For firearms and military equipment, a manganese phosphate pretreatment followed by a powder coating topcoat provides the best of both worlds — the oil-retaining, anti-galling properties of parkerizing on internal surfaces combined with the robust corrosion and abrasion resistance of powder coating on external surfaces. This combined approach is increasingly used by custom firearms builders and military refurbishment programs that want to maximize the protective performance of the coating system.

Choosing Between Parkerizing and Powder Coating

Choose parkerizing when historical authenticity is important — restoring military surplus firearms, maintaining period-correct appearance on collectible weapons, or matching the original finish specification on vintage equipment. Parkerizing is also appropriate for components that require minimal dimensional change and will receive regular oil maintenance, such as precision mechanical parts in oiled environments.

Choose powder coating when maximum corrosion protection, durability, and low maintenance are priorities. For new firearms, outdoor equipment, industrial components, and any application where the finish must perform without regular oil maintenance, powder coating provides dramatically superior protection. The wide range of available colors and finishes also makes powder coating the choice for custom, tactical, and sporting applications where appearance customization is desired.

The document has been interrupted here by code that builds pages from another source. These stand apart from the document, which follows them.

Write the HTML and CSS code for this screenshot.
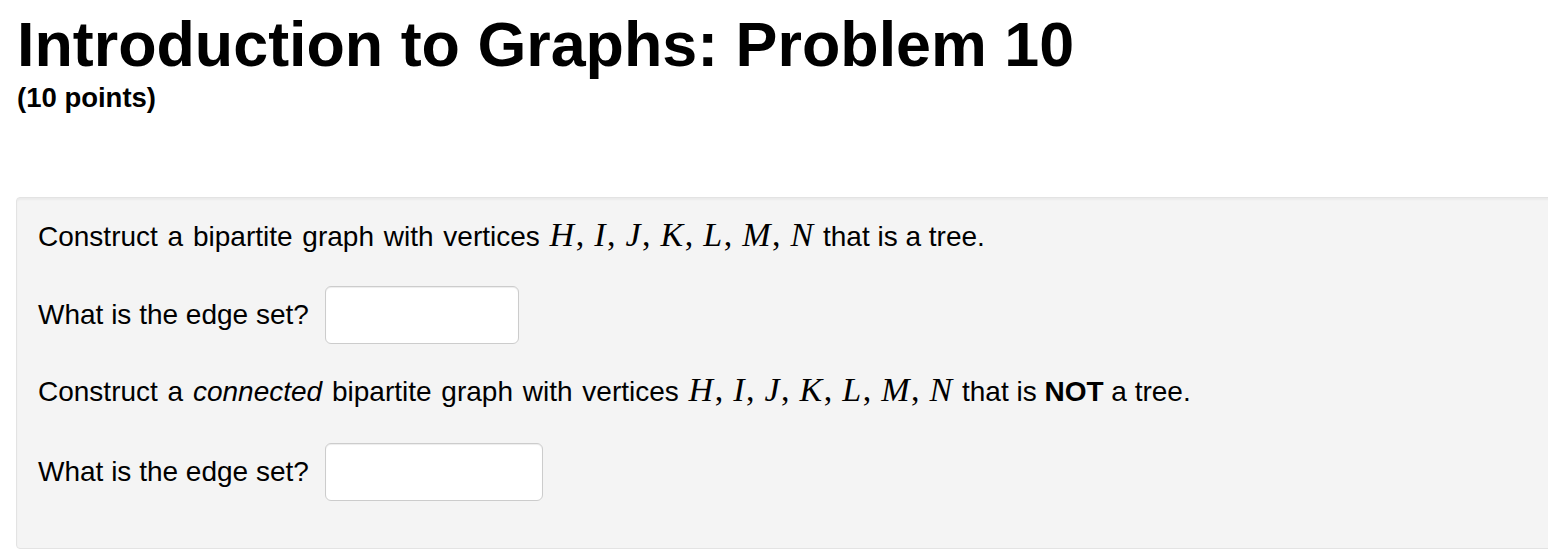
FILE: index.html
```html
<!DOCTYPE html>
<html lang="en">
<head>
<meta charset="utf-8">
<title>Introduction to Graphs: Problem 10</title>
<link rel="stylesheet" href="styles.css">
</head>
<body>
  <header class="problem-header">
    <h1 class="problem-title">Introduction to Graphs: Problem 10</h1>
    <div class="problem-points">(10 points)</div>
  </header>

  <div class="well">
    <p class="line"><span class="lead">Construct a bipartite graph with vertices</span> <span class="math"><var>H</var><span class="sep">,</span><var>I</var><span class="sep">,</span><var>J</var><span class="sep">,</span><var>K</var><span class="sep">,</span><var>L</var><span class="sep">,</span><var>M</var><span class="sep">,</span><var>N</var></span> that is a tree.</p>

    <div class="answer-row answer-row-1">
      <label class="answer-label" for="ans1">What is the edge set?</label>
      <input class="answer-input input-short" id="ans1" type="text">
    </div>

    <p class="line line-3"><span class="lead">Construct a <em>connected</em> bipartite graph with vertices</span> <span class="math"><var>H</var><span class="sep">,</span><var>I</var><span class="sep">,</span><var>J</var><span class="sep">,</span><var>K</var><span class="sep">,</span><var>L</var><span class="sep">,</span><var>M</var><span class="sep">,</span><var>N</var></span> that is <strong>NOT</strong> a tree.</p>

    <div class="answer-row answer-row-2">
      <label class="answer-label" for="ans2">What is the edge set?</label>
      <input class="answer-input input-long" id="ans2" type="text">
    </div>
  </div>
</body>
</html>
```

FILE: styles.css
```css
html, body {
  overflow: hidden;
}

body {
  margin: 8px 0 0 16px;
  font-family: "Liberation Sans", Arial, Helvetica, sans-serif;
  color: #000;
  background: #fff;
}

.problem-header {
  padding-left: 1px;
}

.problem-title {
  margin: 2px 0 0;
  font-size: 62.8px;
  line-height: 68px;
  font-weight: bold;
}

.problem-points {
  margin-top: 2px;
  font-size: 27.5px;
  line-height: 36px;
  font-weight: bold;
}

.well {
  margin-top: 81px;
  margin-right: -60px;
  padding: 19px 21px 19px 21px;
  background: #f4f4f4;
  border: 1px solid #e3e3e3;
  border-radius: 4px;
  box-shadow: inset 0 2px 2px rgba(0, 0, 0, 0.04);
  font-size: 28px;
  line-height: 40px;
}

.line {
  margin: 0;
}

.line-3 {
  margin-top: 28px;
}

.lead {
  word-spacing: 2px;
}

.math {
  font-family: "Liberation Serif", "Times New Roman", serif;
  font-size: 34px;
  line-height: 1;
  padding-left: 2px;
}

.math var {
  font-style: italic;
  padding-right: 1.5px;
}

.math var:last-child {
  padding-right: 2px;
}

.math .sep {
  margin-right: 10px;
}

.answer-row {
  display: flex;
  align-items: center;
  gap: 16px;
}

.answer-row-1 {
  margin-top: 29px;
}

.answer-row-2 {
  margin-top: 31px;
  margin-bottom: 28px;
}

.answer-input {
  box-sizing: border-box;
  height: 58px;
  padding: 4px 12px;
  background: #fff;
  border: 1px solid #cccccc;
  border-radius: 6px;
  box-shadow: inset 0 1px 1px rgba(0, 0, 0, 0.075);
  font-size: 28px;
  font-family: inherit;
}

.input-short {
  width: 194px;
}

.input-long {
  width: 218px;
}
```
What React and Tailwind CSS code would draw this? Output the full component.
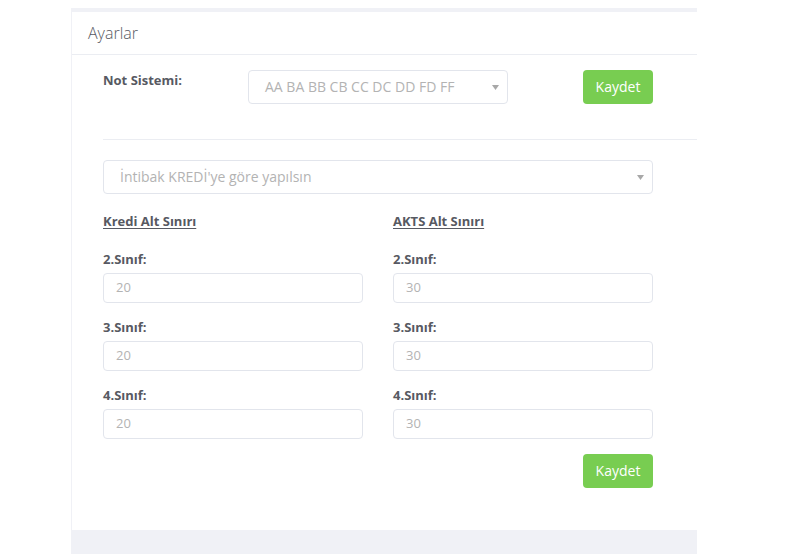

For the best overall protection on firearms and military equipment, consider a combined system — manganese phosphate pretreatment on all surfaces for oil retention and anti-galling properties, with powder coating topcoat on external surfaces for maximum corrosion and abrasion resistance. This approach preserves the functional benefits of parkerizing on internal and mating surfaces while providing modern levels of protection on exposed surfaces.